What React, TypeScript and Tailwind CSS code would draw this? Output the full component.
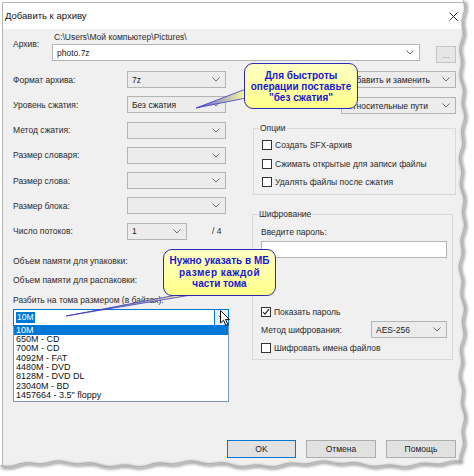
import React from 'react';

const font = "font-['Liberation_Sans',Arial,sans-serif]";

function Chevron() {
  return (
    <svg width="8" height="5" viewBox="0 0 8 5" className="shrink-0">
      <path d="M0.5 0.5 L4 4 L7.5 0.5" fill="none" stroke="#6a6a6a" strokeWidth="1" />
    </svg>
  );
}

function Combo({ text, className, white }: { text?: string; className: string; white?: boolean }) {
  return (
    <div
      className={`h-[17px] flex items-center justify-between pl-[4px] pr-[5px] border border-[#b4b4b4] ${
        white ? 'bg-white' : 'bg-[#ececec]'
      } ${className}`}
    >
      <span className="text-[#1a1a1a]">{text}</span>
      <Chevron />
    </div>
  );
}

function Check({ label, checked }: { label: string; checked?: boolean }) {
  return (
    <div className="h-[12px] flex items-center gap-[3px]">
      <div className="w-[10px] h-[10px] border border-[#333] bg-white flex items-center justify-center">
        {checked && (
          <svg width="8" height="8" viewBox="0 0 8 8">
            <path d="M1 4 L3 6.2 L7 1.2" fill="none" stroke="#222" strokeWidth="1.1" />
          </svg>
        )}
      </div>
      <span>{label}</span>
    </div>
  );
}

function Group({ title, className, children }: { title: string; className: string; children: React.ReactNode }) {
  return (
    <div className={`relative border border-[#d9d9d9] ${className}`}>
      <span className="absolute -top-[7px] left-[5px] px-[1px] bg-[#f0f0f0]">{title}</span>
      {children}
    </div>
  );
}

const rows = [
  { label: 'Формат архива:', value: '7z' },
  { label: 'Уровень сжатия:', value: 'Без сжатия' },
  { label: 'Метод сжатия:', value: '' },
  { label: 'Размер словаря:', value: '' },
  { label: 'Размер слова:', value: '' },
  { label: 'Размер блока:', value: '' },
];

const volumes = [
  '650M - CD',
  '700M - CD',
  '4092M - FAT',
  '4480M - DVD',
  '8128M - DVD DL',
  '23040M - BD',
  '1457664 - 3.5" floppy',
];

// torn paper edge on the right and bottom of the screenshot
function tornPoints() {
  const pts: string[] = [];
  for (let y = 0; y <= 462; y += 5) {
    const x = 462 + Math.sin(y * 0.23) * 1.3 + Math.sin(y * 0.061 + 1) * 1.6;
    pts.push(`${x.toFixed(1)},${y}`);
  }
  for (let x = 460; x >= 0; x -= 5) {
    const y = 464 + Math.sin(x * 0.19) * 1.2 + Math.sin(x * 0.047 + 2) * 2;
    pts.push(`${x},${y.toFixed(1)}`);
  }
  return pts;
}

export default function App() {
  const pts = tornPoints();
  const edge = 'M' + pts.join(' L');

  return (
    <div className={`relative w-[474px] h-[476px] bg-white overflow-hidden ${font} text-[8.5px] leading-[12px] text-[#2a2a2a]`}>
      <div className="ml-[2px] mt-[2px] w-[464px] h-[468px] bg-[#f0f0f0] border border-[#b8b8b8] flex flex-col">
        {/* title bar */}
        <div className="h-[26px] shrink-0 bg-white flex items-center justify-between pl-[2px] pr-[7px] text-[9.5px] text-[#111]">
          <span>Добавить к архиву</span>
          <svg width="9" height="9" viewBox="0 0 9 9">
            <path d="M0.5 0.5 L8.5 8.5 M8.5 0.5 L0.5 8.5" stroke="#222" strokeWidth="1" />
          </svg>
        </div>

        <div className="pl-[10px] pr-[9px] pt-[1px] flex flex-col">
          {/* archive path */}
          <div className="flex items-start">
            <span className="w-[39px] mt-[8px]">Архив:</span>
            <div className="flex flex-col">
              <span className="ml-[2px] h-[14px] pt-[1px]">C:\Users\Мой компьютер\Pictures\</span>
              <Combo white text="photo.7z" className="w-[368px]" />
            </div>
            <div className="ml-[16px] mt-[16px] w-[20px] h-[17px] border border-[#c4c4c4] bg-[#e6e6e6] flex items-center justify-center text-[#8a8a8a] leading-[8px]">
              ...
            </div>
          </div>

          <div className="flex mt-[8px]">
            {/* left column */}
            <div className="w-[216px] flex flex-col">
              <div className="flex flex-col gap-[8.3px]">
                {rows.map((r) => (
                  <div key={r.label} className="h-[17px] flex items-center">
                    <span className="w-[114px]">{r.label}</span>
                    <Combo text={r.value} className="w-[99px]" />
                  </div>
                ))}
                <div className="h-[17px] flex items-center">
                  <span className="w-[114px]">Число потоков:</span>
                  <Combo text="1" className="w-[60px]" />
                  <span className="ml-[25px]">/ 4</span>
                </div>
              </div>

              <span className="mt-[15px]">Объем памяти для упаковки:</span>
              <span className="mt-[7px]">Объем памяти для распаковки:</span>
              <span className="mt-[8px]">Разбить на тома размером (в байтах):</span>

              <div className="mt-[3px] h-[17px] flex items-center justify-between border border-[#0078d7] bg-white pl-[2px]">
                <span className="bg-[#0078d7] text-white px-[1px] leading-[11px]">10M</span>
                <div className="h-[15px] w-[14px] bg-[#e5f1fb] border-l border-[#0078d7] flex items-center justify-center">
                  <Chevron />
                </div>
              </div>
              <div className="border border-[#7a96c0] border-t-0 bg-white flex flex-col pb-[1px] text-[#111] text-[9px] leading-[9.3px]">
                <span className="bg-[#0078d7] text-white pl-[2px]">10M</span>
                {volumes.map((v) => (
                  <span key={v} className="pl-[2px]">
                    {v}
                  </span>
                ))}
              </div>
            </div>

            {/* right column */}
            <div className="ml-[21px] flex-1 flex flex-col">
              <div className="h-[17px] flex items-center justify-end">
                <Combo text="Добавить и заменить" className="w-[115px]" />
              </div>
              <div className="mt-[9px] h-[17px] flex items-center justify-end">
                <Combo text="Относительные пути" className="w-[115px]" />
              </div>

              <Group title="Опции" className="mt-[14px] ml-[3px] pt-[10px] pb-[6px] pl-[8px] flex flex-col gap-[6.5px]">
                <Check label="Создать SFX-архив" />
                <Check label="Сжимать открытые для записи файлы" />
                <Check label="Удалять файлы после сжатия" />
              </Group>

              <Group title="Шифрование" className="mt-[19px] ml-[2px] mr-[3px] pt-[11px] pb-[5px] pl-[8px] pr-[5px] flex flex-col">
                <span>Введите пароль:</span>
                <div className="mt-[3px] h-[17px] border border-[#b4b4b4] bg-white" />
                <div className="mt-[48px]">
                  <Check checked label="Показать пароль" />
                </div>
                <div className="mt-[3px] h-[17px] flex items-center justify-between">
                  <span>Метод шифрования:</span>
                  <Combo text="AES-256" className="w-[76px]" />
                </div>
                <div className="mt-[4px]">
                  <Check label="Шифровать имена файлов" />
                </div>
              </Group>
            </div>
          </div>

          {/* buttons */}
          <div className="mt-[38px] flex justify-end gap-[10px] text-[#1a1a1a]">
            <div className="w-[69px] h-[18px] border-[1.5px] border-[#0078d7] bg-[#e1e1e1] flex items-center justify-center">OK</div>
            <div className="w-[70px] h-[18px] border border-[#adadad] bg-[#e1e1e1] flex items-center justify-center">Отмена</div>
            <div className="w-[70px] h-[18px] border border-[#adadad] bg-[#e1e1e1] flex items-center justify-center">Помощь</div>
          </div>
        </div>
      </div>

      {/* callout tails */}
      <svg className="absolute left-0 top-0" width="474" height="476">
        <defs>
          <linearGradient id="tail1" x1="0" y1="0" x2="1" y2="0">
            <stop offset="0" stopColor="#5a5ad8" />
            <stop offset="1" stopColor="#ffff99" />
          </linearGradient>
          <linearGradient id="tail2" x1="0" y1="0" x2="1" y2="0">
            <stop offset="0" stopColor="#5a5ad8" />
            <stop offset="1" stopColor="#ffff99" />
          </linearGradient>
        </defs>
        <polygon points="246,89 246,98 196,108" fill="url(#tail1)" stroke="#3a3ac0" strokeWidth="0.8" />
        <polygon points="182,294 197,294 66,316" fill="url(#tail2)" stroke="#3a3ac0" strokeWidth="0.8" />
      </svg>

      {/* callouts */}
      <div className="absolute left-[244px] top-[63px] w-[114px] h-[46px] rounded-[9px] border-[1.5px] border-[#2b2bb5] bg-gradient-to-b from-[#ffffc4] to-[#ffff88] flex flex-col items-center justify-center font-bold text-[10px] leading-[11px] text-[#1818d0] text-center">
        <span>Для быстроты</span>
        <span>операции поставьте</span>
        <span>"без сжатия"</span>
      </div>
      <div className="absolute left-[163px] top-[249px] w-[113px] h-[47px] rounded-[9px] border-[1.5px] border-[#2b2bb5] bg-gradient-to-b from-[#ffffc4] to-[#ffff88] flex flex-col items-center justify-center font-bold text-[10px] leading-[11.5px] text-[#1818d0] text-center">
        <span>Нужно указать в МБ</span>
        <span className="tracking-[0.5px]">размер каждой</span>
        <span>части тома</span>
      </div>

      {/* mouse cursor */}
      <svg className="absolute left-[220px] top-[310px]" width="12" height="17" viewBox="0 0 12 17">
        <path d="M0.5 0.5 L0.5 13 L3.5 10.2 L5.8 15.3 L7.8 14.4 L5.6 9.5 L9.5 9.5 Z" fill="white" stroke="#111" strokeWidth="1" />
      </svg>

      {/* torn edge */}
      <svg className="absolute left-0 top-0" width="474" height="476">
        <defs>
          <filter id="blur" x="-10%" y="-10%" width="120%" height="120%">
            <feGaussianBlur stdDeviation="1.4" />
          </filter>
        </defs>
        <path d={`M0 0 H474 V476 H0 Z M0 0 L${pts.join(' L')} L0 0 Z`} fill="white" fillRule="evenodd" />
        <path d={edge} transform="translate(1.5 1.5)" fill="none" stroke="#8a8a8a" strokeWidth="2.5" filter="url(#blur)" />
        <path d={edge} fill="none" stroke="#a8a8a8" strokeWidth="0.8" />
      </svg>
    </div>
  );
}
· · · · · · ·
Set exercise: Using the listing above, gather each line that holds the string "React" and copy it.

Output:
What React, TypeScript and Tailwind CSS code would draw this? Output the full component.
import React from 'react';
function Group({ title, className, children }: { title: string; className: string; children: React.ReactNode }) {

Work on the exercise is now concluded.